▸ What to work on: Give every entry again, unchanged, and leave its images out.

══ The records

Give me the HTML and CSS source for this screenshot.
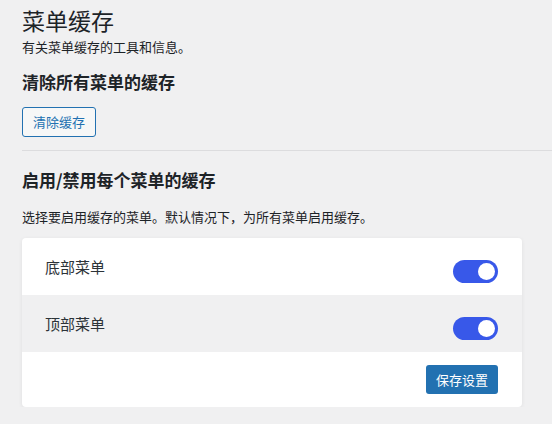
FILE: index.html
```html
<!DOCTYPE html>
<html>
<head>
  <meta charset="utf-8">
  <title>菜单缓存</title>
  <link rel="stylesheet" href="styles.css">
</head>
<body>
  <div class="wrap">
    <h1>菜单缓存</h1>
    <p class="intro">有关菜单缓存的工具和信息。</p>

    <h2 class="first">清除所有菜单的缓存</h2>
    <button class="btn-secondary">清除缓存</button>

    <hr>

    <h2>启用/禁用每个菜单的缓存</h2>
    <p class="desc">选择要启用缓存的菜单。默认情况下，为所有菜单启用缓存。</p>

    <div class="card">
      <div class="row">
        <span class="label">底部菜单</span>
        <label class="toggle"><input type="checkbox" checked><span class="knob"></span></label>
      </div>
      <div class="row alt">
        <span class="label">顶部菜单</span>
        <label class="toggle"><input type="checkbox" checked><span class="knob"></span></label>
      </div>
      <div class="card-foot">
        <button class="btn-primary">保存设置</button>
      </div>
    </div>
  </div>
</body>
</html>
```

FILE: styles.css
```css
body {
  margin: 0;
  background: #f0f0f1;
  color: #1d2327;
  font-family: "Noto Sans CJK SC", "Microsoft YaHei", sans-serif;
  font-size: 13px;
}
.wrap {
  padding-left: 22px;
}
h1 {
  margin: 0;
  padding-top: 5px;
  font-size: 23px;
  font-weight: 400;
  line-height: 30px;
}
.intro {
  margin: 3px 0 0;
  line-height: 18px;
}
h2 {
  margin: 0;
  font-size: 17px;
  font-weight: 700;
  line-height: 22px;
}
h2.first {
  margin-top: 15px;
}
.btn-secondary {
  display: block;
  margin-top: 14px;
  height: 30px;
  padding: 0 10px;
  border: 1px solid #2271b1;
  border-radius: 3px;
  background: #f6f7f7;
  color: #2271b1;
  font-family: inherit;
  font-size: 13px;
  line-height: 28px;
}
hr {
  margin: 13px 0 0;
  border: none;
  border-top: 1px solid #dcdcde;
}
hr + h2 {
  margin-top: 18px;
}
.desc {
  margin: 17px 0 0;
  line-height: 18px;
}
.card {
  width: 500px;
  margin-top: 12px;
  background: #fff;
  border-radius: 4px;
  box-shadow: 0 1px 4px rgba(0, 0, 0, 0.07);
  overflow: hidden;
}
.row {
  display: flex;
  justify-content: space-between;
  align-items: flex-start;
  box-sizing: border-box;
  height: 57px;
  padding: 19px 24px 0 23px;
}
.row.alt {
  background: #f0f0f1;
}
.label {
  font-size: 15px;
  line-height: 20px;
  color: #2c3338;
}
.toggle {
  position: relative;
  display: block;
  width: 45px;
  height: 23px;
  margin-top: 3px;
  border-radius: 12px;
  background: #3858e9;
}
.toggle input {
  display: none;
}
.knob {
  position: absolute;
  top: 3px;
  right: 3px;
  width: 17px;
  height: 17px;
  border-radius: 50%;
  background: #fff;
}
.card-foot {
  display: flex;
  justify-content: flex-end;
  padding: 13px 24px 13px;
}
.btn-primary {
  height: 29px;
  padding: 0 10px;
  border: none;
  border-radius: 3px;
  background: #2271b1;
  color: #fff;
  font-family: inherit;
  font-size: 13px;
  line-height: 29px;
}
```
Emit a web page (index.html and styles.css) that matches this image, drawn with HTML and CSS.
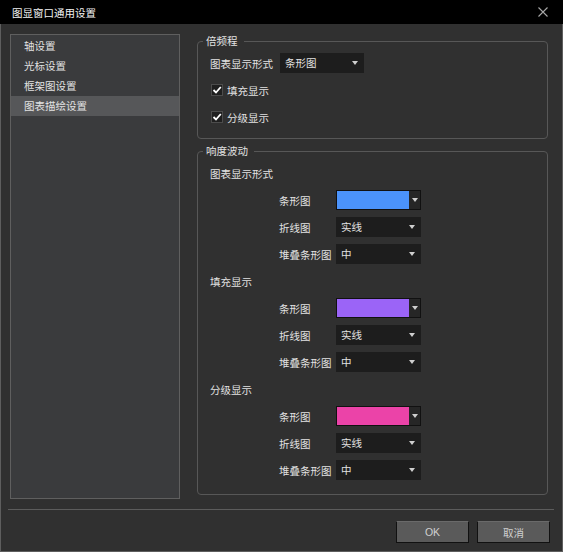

════

▸ Written solution:
Give me the HTML and CSS source for this screenshot.
FILE: index.html
```html
<!DOCTYPE html>
<html>
<head>
  <meta charset="utf-8">
  <title>菜单缓存</title>
  <link rel="stylesheet" href="styles.css">
</head>
<body>
  <div class="wrap">
    <h1>菜单缓存</h1>
    <p class="intro">有关菜单缓存的工具和信息。</p>

    <h2 class="first">清除所有菜单的缓存</h2>
    <button class="btn-secondary">清除缓存</button>

    <hr>

    <h2>启用/禁用每个菜单的缓存</h2>
    <p class="desc">选择要启用缓存的菜单。默认情况下，为所有菜单启用缓存。</p>

    <div class="card">
      <div class="row">
        <span class="label">底部菜单</span>
        <label class="toggle"><input type="checkbox" checked><span class="knob"></span></label>
      </div>
      <div class="row alt">
        <span class="label">顶部菜单</span>
        <label class="toggle"><input type="checkbox" checked><span class="knob"></span></label>
      </div>
      <div class="card-foot">
        <button class="btn-primary">保存设置</button>
      </div>
    </div>
  </div>
</body>
</html>
```

FILE: styles.css
```css
body {
  margin: 0;
  background: #f0f0f1;
  color: #1d2327;
  font-family: "Noto Sans CJK SC", "Microsoft YaHei", sans-serif;
  font-size: 13px;
}
.wrap {
  padding-left: 22px;
}
h1 {
  margin: 0;
  padding-top: 5px;
  font-size: 23px;
  font-weight: 400;
  line-height: 30px;
}
.intro {
  margin: 3px 0 0;
  line-height: 18px;
}
h2 {
  margin: 0;
  font-size: 17px;
  font-weight: 700;
  line-height: 22px;
}
h2.first {
  margin-top: 15px;
}
.btn-secondary {
  display: block;
  margin-top: 14px;
  height: 30px;
  padding: 0 10px;
  border: 1px solid #2271b1;
  border-radius: 3px;
  background: #f6f7f7;
  color: #2271b1;
  font-family: inherit;
  font-size: 13px;
  line-height: 28px;
}
hr {
  margin: 13px 0 0;
  border: none;
  border-top: 1px solid #dcdcde;
}
hr + h2 {
  margin-top: 18px;
}
.desc {
  margin: 17px 0 0;
  line-height: 18px;
}
.card {
  width: 500px;
  margin-top: 12px;
  background: #fff;
  border-radius: 4px;
  box-shadow: 0 1px 4px rgba(0, 0, 0, 0.07);
  overflow: hidden;
}
.row {
  display: flex;
  justify-content: space-between;
  align-items: flex-start;
  box-sizing: border-box;
  height: 57px;
  padding: 19px 24px 0 23px;
}
.row.alt {
  background: #f0f0f1;
}
.label {
  font-size: 15px;
  line-height: 20px;
  color: #2c3338;
}
.toggle {
  position: relative;
  display: block;
  width: 45px;
  height: 23px;
  margin-top: 3px;
  border-radius: 12px;
  background: #3858e9;
}
.toggle input {
  display: none;
}
.knob {
  position: absolute;
  top: 3px;
  right: 3px;
  width: 17px;
  height: 17px;
  border-radius: 50%;
  background: #fff;
}
.card-foot {
  display: flex;
  justify-content: flex-end;
  padding: 13px 24px 13px;
}
.btn-primary {
  height: 29px;
  padding: 0 10px;
  border: none;
  border-radius: 3px;
  background: #2271b1;
  color: #fff;
  font-family: inherit;
  font-size: 13px;
  line-height: 29px;
}
```
Emit a web page (index.html and styles.css) that matches this image, drawn with HTML and CSS.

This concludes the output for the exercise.